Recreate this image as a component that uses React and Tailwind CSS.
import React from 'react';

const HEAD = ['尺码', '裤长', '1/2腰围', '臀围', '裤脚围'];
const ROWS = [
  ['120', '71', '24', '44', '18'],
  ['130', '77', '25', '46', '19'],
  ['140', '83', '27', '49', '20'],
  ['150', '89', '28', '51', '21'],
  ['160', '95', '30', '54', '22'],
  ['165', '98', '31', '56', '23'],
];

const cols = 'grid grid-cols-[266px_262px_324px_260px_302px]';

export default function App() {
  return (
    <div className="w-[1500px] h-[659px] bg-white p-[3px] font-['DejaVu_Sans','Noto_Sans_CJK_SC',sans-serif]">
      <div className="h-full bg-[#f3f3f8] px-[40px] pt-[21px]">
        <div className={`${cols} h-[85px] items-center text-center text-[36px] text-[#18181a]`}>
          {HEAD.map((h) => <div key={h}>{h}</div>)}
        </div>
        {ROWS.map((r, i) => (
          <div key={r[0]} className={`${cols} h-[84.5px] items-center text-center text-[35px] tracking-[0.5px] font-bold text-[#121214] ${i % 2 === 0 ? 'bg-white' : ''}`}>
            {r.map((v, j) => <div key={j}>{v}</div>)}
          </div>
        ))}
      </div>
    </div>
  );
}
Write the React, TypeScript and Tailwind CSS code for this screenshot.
━━━━━━━━
# [Stated problem]
Return every line of the material exactly.

# [Task response]
Recreate this image as a component that uses React and Tailwind CSS.
import React from 'react';

const HEAD = ['尺码', '裤长', '1/2腰围', '臀围', '裤脚围'];
const ROWS = [
  ['120', '71', '24', '44', '18'],
  ['130', '77', '25', '46', '19'],
  ['140', '83', '27', '49', '20'],
  ['150', '89', '28', '51', '21'],
  ['160', '95', '30', '54', '22'],
  ['165', '98', '31', '56', '23'],
];

const cols = 'grid grid-cols-[266px_262px_324px_260px_302px]';

export default function App() {
  return (
    <div className="w-[1500px] h-[659px] bg-white p-[3px] font-['DejaVu_Sans','Noto_Sans_CJK_SC',sans-serif]">
      <div className="h-full bg-[#f3f3f8] px-[40px] pt-[21px]">
        <div className={`${cols} h-[85px] items-center text-center text-[36px] text-[#18181a]`}>
          {HEAD.map((h) => <div key={h}>{h}</div>)}
        </div>
        {ROWS.map((r, i) => (
          <div key={r[0]} className={`${cols} h-[84.5px] items-center text-center text-[35px] tracking-[0.5px] font-bold text-[#121214] ${i % 2 === 0 ? 'bg-white' : ''}`}>
            {r.map((v, j) => <div key={j}>{v}</div>)}
          </div>
        ))}
      </div>
    </div>
  );
}
Write the React, TypeScript and Tailwind CSS code for this screenshot.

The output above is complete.